EXERCISE AIM -> Only the lines from the start of the data to the line containing "import clsx from 'clsx'", both included, should be output, exactly and without pictures.

INFORMATION SUPPLIED ->
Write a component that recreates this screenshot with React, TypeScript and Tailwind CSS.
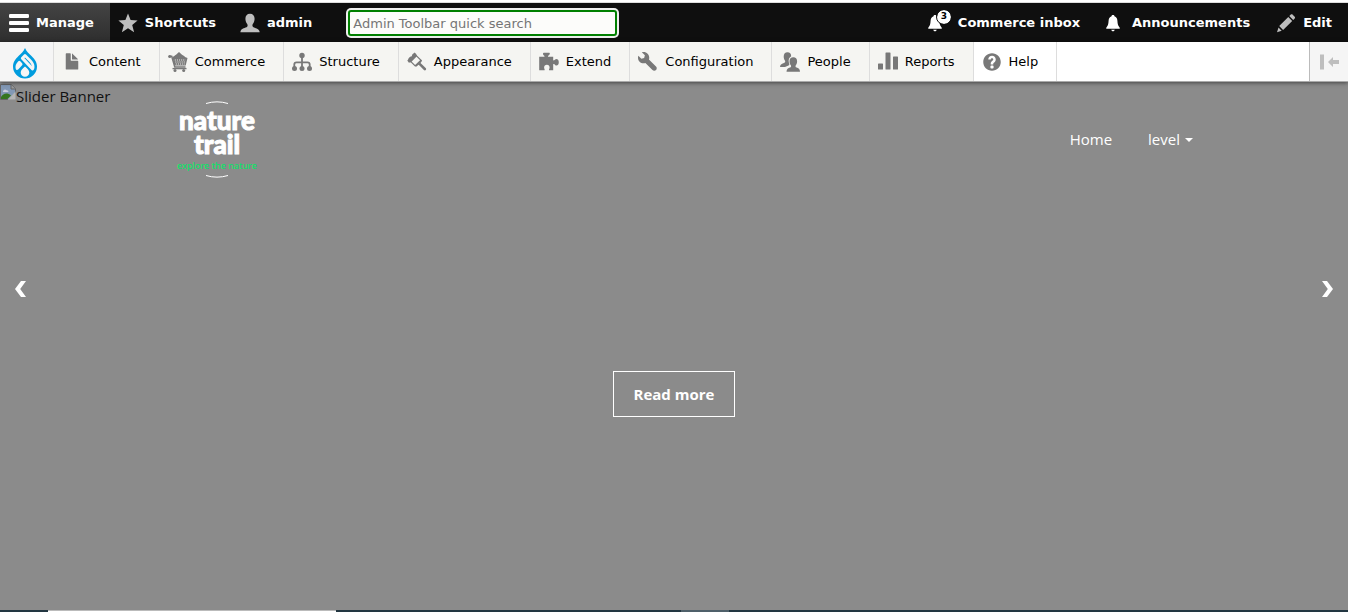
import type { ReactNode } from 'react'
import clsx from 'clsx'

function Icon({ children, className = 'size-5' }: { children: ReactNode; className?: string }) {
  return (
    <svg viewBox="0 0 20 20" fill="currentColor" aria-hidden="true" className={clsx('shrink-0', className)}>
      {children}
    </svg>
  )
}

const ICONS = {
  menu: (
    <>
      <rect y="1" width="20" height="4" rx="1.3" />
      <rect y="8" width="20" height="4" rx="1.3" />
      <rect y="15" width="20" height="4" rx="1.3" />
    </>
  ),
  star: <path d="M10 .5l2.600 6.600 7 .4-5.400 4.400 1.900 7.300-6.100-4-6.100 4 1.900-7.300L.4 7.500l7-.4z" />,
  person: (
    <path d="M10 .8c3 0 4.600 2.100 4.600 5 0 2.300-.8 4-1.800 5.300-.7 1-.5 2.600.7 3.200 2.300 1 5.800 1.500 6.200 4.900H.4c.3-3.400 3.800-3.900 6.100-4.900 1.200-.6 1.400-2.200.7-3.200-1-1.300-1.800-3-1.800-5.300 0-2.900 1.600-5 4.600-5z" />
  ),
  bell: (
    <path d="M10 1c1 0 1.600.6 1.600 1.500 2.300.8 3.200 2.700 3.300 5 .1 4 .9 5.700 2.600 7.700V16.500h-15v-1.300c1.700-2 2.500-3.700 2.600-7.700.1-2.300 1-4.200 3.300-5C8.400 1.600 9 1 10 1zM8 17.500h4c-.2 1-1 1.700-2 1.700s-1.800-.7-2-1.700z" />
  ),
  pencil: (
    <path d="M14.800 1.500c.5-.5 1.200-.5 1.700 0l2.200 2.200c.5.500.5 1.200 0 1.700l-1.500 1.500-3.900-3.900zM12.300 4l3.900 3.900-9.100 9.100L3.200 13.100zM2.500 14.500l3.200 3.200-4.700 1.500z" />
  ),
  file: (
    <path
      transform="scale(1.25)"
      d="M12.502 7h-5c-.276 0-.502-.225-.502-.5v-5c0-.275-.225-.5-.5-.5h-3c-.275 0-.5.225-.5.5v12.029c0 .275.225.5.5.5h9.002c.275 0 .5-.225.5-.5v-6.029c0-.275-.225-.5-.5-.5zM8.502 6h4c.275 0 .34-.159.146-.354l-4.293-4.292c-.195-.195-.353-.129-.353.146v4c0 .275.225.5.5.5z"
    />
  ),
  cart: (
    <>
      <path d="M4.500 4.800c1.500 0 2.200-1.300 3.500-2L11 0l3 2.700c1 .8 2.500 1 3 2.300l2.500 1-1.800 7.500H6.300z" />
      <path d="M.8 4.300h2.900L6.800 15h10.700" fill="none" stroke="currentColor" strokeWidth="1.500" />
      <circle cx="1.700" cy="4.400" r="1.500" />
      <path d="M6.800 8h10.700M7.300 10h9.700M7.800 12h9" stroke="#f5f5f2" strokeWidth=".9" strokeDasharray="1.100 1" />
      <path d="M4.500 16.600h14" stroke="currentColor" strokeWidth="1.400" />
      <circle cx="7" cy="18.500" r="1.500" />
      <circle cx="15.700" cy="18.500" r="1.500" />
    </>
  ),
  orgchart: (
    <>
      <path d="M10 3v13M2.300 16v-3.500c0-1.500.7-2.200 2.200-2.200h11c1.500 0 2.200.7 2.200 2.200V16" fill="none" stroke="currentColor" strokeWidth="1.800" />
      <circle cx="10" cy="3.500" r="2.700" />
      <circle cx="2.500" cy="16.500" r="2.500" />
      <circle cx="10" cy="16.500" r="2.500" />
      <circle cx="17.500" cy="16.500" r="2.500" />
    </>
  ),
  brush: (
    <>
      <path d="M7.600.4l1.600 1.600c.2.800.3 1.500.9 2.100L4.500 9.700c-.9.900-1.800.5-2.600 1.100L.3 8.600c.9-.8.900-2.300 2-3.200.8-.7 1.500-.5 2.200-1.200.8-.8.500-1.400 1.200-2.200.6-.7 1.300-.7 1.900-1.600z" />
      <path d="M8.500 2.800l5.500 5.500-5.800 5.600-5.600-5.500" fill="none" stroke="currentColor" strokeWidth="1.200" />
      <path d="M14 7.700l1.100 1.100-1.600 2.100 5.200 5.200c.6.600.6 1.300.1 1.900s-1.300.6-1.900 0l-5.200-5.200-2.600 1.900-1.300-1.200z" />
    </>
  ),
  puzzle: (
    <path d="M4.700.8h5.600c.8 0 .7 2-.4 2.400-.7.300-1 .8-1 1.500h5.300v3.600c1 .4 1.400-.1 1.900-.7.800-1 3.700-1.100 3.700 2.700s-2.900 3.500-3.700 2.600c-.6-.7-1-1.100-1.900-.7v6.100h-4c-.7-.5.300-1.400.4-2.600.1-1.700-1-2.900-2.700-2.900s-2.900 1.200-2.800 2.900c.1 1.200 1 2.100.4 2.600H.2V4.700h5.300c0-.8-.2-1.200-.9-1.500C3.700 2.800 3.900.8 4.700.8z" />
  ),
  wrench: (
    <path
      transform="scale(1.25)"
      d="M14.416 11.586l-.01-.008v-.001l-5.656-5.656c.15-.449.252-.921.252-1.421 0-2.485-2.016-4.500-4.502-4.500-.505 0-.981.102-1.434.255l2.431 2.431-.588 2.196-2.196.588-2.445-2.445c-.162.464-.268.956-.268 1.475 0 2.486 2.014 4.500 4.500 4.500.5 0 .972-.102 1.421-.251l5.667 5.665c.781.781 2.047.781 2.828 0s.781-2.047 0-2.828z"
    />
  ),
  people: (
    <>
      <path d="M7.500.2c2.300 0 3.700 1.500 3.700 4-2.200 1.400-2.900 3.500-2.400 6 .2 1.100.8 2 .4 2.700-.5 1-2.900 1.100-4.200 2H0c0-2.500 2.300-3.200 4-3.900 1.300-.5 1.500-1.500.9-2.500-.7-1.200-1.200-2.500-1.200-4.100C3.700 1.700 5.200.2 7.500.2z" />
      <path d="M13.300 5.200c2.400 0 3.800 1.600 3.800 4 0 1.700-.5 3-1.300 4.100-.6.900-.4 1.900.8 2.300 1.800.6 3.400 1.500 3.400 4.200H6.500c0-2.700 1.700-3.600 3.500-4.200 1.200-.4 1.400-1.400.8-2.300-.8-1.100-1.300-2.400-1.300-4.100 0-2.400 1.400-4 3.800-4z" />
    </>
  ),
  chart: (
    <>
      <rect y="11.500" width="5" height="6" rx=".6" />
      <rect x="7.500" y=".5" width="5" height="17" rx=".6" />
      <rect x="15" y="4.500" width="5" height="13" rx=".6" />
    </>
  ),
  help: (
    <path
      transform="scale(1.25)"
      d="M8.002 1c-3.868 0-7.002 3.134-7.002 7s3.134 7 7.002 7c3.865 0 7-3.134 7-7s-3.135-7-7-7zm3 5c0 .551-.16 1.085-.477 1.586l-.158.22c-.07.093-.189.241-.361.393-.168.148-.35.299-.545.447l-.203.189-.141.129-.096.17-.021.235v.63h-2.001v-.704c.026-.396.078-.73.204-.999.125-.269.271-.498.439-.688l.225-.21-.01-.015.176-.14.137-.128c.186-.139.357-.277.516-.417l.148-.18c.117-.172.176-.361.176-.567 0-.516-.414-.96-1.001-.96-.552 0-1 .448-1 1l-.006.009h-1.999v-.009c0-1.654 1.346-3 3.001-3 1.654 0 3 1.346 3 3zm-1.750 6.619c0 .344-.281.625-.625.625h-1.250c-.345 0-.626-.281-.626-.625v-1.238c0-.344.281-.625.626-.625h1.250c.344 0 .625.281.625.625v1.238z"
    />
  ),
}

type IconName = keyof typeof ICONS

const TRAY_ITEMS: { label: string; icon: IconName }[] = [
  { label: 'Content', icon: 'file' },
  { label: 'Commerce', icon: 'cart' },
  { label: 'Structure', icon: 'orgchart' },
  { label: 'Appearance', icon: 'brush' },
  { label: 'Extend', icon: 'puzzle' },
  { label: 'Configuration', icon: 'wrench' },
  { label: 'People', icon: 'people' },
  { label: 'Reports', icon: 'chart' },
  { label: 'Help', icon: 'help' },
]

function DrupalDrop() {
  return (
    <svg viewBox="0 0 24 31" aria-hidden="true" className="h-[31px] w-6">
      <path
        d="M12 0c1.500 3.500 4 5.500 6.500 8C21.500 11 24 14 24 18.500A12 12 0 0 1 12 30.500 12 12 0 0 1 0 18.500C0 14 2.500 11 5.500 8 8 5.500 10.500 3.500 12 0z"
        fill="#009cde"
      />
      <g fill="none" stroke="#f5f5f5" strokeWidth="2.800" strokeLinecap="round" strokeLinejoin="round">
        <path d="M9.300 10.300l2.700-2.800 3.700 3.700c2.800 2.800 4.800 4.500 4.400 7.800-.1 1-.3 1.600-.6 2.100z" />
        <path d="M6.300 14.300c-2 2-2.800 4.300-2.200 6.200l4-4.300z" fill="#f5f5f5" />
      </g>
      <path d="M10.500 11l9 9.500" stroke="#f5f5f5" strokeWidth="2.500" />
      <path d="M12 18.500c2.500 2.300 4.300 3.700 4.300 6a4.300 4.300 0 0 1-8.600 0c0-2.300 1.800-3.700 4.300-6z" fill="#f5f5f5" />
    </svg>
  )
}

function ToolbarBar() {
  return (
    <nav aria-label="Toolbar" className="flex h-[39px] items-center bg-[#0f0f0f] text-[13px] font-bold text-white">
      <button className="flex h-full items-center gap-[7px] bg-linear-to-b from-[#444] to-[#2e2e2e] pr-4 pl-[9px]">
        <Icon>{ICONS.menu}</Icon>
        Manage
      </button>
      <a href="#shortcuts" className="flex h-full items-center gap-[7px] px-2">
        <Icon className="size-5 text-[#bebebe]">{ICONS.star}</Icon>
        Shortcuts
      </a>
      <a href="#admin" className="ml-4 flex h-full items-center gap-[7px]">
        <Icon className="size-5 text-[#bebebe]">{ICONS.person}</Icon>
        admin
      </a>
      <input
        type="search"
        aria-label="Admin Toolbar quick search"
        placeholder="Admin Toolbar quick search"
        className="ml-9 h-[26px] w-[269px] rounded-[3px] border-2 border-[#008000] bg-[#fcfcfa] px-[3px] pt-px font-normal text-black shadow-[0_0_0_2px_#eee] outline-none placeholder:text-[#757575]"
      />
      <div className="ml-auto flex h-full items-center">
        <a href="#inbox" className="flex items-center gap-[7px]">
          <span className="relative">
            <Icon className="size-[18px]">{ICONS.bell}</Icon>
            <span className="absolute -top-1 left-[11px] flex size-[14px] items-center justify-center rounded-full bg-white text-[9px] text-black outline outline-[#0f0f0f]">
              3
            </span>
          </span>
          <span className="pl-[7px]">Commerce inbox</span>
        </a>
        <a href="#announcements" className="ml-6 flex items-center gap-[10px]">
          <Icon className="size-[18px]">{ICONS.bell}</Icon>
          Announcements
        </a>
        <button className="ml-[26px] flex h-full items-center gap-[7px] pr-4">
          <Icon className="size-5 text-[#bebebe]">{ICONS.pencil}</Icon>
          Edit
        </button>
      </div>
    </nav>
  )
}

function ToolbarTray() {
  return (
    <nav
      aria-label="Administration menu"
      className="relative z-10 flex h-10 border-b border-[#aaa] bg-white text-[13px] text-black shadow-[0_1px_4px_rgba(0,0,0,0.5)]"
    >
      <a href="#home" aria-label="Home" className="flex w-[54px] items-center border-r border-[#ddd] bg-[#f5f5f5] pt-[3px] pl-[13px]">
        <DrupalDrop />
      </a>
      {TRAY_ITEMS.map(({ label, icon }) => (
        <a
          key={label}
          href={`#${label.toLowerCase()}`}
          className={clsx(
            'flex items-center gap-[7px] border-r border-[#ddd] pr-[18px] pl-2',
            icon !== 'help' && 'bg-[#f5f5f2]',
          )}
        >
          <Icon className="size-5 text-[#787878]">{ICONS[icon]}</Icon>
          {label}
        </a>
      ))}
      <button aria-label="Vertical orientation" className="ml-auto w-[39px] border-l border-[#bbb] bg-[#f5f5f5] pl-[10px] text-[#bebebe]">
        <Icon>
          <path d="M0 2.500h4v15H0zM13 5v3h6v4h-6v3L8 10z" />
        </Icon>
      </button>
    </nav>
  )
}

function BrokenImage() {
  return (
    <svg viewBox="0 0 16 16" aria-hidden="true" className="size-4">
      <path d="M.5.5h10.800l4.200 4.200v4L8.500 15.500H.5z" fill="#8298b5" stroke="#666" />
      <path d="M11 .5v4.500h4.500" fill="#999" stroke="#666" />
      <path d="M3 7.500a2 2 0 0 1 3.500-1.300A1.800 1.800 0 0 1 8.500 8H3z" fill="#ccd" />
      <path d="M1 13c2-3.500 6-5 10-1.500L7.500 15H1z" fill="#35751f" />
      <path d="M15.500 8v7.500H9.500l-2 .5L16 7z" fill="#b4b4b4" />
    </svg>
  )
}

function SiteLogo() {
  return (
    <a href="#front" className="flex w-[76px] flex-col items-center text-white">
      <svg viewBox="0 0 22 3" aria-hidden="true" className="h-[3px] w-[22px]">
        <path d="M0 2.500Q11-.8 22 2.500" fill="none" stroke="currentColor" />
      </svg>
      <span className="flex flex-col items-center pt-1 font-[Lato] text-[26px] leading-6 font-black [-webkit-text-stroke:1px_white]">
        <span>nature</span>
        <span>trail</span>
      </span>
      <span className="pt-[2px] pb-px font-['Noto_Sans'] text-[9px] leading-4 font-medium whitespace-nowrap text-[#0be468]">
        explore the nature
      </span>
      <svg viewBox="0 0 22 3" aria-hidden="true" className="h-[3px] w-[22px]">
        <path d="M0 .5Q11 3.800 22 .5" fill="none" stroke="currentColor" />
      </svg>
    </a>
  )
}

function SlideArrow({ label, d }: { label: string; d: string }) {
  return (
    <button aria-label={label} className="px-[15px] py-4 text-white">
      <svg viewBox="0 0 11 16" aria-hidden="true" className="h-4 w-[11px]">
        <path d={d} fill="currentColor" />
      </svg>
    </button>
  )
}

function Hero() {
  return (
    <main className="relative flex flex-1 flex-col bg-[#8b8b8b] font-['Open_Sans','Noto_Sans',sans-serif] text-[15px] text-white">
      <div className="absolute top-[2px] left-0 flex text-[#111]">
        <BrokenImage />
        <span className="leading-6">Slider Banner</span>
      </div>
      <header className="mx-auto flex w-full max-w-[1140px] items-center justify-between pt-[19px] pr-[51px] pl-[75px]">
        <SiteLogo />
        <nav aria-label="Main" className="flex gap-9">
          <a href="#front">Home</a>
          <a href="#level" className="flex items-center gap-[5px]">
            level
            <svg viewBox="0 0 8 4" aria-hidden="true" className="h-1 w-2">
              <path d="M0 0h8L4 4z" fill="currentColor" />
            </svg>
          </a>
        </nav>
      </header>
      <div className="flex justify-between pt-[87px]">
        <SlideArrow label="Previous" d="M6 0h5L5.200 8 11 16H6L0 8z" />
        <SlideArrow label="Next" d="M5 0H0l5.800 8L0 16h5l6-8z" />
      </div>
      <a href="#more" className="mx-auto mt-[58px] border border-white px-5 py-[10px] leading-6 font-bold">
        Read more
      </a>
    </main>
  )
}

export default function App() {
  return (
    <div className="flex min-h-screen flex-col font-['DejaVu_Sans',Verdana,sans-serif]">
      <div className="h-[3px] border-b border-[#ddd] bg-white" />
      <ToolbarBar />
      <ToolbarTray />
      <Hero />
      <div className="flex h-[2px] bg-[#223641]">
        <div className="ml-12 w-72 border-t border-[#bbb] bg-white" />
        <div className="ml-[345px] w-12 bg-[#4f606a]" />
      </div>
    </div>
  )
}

WRITTEN ANSWER ->
Write a component that recreates this screenshot with React, TypeScript and Tailwind CSS.
import type { ReactNode } from 'react'
import clsx from 'clsx'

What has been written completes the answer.